How a bank actually works
In this chapter: The deposit-loan cycle and why it produces returns · Net interest margin (NIM) and how Indian banks earn · Why your savings rate is so low and FD rates higher
A bank is fundamentally a middleman that borrows from depositors at one rate and lends to borrowers at a higher rate. Your savings account, paying 3.5%, is the bank borrowing from you. The bank then lends that money out as personal loans, home loans, or credit-card balances at 9-30%+. The gap funds salaries, branches, technology, regulatory capital — and shareholder profit.
The headline metric is the Net Interest Margin (NIM): (interest earned − interest paid) ÷ average earning assets. Indian banks typically operate at 3-4% NIM. On a ₹10 lakh deposit base, that is ₹30,000-40,000 of net interest income before any other costs. CASA (current account, savings account) deposits are the cheapest source of funds — banks compete fiercely for them through services, ATM networks, salary tie-ups, and (these days) UPI integration.
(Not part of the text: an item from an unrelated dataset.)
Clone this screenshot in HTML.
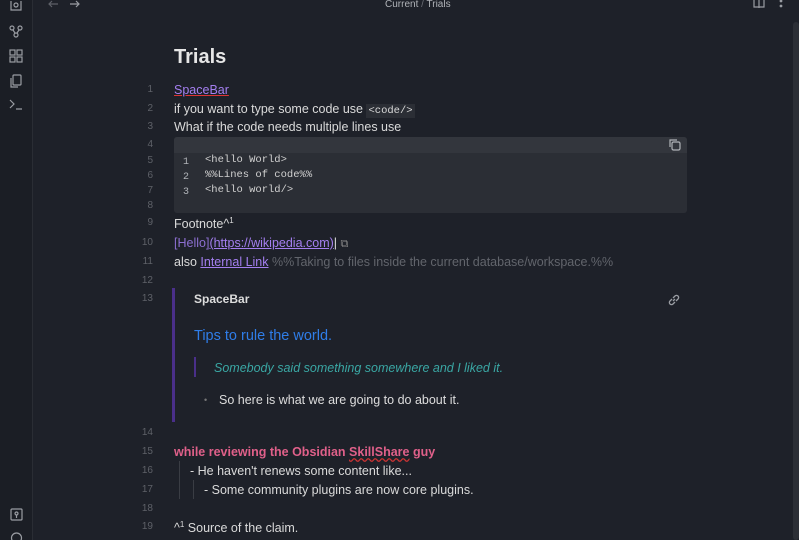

Term deposits cost more (5-7.5%) but lock in the money for a defined period, helping the bank match its lending tenure.
Different bank business models have very different NIMs: an HDFC Bank vs a small finance bank vs a payments bank look completely different on the same axis. Understanding NIM also explains why the RBI repo rate matters so much for bank profits — when repo falls, lending rates fall faster than deposit rates, compressing margins. Banks with higher CASA ratios (45%+) suffer less from this squeeze.